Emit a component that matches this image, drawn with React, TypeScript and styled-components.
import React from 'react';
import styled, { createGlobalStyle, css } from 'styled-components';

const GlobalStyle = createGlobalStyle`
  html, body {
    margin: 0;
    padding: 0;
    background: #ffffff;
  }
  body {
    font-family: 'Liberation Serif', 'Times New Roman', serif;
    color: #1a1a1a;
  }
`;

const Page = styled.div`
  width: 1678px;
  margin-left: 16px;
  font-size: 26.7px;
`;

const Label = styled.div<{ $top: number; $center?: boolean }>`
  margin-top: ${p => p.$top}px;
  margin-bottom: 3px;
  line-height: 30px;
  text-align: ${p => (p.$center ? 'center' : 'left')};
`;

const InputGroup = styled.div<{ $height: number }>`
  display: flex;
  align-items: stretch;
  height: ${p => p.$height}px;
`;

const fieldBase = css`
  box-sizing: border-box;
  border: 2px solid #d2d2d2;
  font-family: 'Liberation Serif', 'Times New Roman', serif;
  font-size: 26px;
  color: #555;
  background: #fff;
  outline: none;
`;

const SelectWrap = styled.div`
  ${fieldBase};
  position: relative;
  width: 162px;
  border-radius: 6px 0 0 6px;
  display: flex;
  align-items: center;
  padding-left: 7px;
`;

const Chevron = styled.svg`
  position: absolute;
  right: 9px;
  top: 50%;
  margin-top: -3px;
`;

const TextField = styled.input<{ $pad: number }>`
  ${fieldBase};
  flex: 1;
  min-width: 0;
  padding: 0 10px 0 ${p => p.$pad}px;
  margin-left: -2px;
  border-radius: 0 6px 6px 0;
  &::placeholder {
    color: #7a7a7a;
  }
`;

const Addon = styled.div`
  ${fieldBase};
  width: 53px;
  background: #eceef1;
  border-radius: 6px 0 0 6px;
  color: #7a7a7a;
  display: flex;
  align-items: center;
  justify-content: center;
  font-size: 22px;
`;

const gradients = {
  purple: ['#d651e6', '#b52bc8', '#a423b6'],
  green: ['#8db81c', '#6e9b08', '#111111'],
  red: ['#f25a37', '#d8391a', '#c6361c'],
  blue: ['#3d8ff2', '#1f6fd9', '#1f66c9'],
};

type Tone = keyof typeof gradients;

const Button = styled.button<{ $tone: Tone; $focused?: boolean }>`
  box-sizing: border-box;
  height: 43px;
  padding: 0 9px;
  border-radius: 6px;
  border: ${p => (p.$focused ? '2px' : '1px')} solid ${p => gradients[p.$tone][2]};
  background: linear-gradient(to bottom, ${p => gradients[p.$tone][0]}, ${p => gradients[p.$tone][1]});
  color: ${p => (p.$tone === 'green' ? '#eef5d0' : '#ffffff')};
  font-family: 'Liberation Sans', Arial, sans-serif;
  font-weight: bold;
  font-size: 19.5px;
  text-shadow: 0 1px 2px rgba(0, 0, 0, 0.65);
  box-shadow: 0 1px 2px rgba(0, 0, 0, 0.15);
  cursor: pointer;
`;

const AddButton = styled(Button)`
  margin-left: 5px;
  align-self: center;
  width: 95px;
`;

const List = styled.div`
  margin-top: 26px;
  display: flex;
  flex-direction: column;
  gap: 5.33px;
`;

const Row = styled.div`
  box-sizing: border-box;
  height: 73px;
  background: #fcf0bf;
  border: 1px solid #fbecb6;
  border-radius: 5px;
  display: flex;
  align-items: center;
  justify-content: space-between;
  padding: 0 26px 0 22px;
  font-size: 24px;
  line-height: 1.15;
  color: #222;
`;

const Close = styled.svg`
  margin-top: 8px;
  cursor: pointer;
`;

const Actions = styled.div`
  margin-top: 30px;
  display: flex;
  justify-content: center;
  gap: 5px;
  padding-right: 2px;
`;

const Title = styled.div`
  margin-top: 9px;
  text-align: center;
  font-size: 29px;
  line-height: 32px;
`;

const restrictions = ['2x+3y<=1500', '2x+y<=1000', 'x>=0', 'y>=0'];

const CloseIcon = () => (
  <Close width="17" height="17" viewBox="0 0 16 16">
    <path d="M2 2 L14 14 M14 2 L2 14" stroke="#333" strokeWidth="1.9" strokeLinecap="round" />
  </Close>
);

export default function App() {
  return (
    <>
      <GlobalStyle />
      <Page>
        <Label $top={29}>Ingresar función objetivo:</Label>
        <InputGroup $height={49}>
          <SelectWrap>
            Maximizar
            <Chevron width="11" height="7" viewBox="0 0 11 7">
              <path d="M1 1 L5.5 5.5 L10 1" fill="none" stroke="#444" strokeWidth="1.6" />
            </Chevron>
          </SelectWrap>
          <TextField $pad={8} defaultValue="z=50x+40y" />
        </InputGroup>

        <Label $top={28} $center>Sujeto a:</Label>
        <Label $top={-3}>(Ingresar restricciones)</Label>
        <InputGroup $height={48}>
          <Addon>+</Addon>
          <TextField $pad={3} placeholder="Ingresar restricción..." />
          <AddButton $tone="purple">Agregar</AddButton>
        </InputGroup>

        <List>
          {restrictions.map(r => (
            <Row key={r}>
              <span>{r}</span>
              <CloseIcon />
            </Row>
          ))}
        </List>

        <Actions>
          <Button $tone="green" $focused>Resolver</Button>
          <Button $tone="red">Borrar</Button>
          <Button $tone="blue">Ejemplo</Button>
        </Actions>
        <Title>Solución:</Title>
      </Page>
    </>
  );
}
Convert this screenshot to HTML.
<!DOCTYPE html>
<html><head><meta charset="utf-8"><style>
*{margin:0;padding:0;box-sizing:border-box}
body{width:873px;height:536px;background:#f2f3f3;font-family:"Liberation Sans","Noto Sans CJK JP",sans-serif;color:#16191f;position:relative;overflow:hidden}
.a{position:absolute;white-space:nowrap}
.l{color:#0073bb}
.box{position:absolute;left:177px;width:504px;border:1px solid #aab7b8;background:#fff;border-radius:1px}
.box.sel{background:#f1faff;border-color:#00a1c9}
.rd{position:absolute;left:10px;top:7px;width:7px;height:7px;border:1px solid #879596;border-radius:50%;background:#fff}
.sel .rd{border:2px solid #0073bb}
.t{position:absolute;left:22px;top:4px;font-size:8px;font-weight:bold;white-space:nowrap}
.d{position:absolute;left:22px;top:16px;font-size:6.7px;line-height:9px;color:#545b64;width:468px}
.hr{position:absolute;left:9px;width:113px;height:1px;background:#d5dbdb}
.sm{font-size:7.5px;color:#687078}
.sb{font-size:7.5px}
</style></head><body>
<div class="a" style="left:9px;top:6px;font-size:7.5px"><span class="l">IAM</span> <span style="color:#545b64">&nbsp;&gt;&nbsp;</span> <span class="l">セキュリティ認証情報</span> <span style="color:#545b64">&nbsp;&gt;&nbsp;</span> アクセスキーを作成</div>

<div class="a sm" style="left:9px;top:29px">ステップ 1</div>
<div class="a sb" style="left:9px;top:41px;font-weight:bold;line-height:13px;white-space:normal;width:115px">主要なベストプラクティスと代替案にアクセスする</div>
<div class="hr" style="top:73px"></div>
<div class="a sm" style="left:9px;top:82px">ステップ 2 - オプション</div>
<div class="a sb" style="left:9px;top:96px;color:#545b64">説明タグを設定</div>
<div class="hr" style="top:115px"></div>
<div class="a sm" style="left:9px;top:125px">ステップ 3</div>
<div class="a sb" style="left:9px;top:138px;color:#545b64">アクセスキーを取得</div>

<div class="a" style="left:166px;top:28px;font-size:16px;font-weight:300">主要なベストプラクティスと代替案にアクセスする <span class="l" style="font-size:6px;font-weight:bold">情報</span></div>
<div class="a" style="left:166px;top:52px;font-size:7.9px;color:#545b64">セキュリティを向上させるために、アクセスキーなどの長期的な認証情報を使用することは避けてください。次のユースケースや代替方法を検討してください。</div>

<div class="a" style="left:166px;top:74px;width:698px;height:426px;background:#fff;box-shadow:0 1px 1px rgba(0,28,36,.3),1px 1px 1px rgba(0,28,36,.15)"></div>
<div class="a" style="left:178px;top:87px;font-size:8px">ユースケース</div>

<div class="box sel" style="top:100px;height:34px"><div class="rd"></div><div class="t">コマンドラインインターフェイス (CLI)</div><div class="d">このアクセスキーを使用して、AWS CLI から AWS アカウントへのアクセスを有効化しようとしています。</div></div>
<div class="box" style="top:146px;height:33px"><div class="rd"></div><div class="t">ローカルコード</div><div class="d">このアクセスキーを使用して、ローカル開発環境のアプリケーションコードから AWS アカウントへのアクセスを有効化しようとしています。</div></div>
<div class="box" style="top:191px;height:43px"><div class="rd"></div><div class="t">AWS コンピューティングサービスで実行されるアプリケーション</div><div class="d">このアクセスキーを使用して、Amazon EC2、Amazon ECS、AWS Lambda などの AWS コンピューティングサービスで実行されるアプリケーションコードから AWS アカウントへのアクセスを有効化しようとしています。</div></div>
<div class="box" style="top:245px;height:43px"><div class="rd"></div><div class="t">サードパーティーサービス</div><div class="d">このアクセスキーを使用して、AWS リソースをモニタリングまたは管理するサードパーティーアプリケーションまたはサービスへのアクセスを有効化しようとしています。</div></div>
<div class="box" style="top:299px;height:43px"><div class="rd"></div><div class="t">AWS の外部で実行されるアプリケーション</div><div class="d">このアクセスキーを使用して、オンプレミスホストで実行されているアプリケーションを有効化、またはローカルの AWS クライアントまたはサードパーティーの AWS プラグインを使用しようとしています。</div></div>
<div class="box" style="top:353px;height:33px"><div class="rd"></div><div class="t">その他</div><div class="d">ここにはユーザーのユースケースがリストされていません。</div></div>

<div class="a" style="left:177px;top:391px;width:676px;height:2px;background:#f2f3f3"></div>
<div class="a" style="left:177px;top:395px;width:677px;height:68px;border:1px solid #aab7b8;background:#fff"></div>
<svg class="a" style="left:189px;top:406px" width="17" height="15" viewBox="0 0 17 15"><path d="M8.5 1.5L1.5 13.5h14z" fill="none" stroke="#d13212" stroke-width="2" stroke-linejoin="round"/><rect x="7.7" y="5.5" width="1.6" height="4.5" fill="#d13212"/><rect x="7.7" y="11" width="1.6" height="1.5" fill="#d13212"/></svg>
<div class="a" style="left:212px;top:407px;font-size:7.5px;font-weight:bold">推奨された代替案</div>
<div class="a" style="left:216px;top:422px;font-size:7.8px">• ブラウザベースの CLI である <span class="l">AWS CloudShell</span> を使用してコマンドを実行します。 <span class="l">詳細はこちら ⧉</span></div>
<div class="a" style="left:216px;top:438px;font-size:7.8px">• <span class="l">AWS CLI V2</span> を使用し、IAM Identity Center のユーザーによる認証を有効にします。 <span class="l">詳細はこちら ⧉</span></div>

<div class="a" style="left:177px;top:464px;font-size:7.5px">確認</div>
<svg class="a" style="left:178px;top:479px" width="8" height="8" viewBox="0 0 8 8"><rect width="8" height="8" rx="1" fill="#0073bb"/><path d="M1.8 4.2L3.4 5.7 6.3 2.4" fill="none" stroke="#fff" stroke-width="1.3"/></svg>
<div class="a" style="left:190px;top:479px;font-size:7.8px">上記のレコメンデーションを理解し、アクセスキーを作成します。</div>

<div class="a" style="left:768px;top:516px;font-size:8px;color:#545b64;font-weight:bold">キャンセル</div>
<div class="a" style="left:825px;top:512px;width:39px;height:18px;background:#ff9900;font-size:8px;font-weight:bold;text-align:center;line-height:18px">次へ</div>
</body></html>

Exercise directions>
Gather all lines of the records that include the word "components".

Answer to the problem>
Emit a component that matches this image, drawn with React, TypeScript and styled-components.
import styled, { createGlobalStyle, css } from 'styled-components';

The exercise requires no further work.